Nisei Division is just not very good.
There, I said it. But it's worth discussing why it's not very good, and thinking about maybe what it would need to become decent.
Any discussion of Nisei Division needs to start with a discussion of the psi game. Each player secretly and simultaneously spends 0, 1, or 2 credits. I'm going to repeat that, with added emphasis: each player secretly and simultaneously spends 0, 1, or 2 credits. This is crucial to the function of the game--the players are not simply choosing random numbers, because in Netrunner, every single credit matters.
So, spending less money is better than spending more money, all other things being equal. At the same time, though, the benefits of winning the psi game (or the penalty for losing) is typically so huge that it is worth the extra cost, if it works. This leads us to a strange situation, something vaguely similar to the Battle of Wits scene from The Princess Bride, with one crucial distinction--the corp has to make the values different, which is much easier than making the runner's task of making the values the same, giving an edge to the corp.
However. In some cases, the runner might be able to trigger the psi game repeatedly, or the penalty for losing might not be particularly severe--taking 1 brain damage from a Cerebral Cast, losing an early run to Snowflake, or letting the corp hold onto The Future Perfect when they don't have a scoring remote are all places where the runner can afford to lose the psi game. In this situation, an experienced runner will almost always bid 0--if the corp bids 0, they win, and if the corp spends 1 or 2 credits, they've at least forced the corp to burn resources.
This is where Nisei Division is theoretically advantageous. Now, instead of losing 2, 1, or 0 credits from a psi game, the corp might lose 1, break even, or gain 1 credit. Suddenly, the "always bid 0" runner tactic doesn't work, because the corp can always spend 1 (because they get it back), winning the psi game without cost. Betting randomly makes some sense now-- Nisei Division will break even in credits in the long term, while the runner will lose a credit per game on average.
This means that Nisei can afford to play a lot more psi game cards. Snowflake? Put in three of them. Cerebral Cast? Why not, put in a couple. Clairvoyant Monitor? No, that one is still pretty much terrible, leave it in the binder next to Bullfrog. And of course, the classic Jinteki cards The Future Perfect. Caprice Nisei, and Marcus Batty.
The problem is that this doesn't lead to any sort of real strategy. Cerebral Cast needs Scorched Earth to make both the brain damage and tag painful, but Caprice Nisei does nothing to help a kill strategy. Even if they break it every time, Snowflake is just a slightly cheaper Wall of Static, and there's not much point in using Marcus Batty to trigger an "end the run, maybe" subroutine.

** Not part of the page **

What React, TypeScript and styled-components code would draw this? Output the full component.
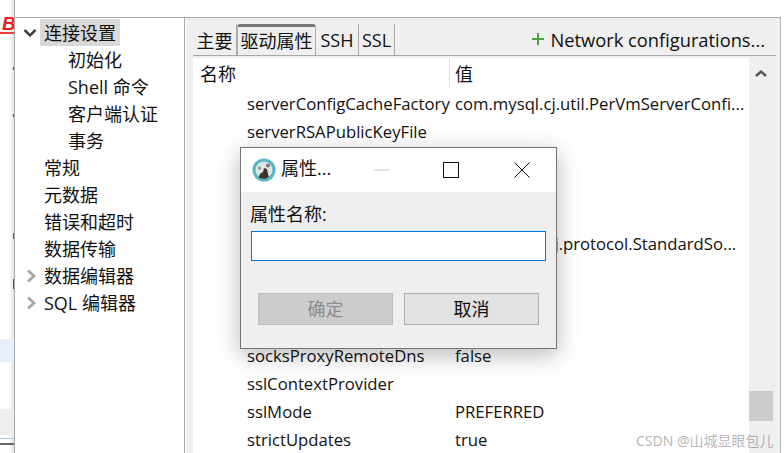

And because there aren't enough psi game cards to fill a deck, any Nisei Division deck will need to start pulling in cards that would fit better in Personal Evolution or Replicating Perfection--and at that point you might as well just play one of those IDs instead.
For Nisei Division to be able to stand up as a decent ID, there need to be more psi game cards, cards which trigger psi games more than once, and they need to have some internal synergy. That could happen--but I sincerely hope it does not, because reducing the outcome of every match to "who plays psi games better" would be a sad thing to happen to this game.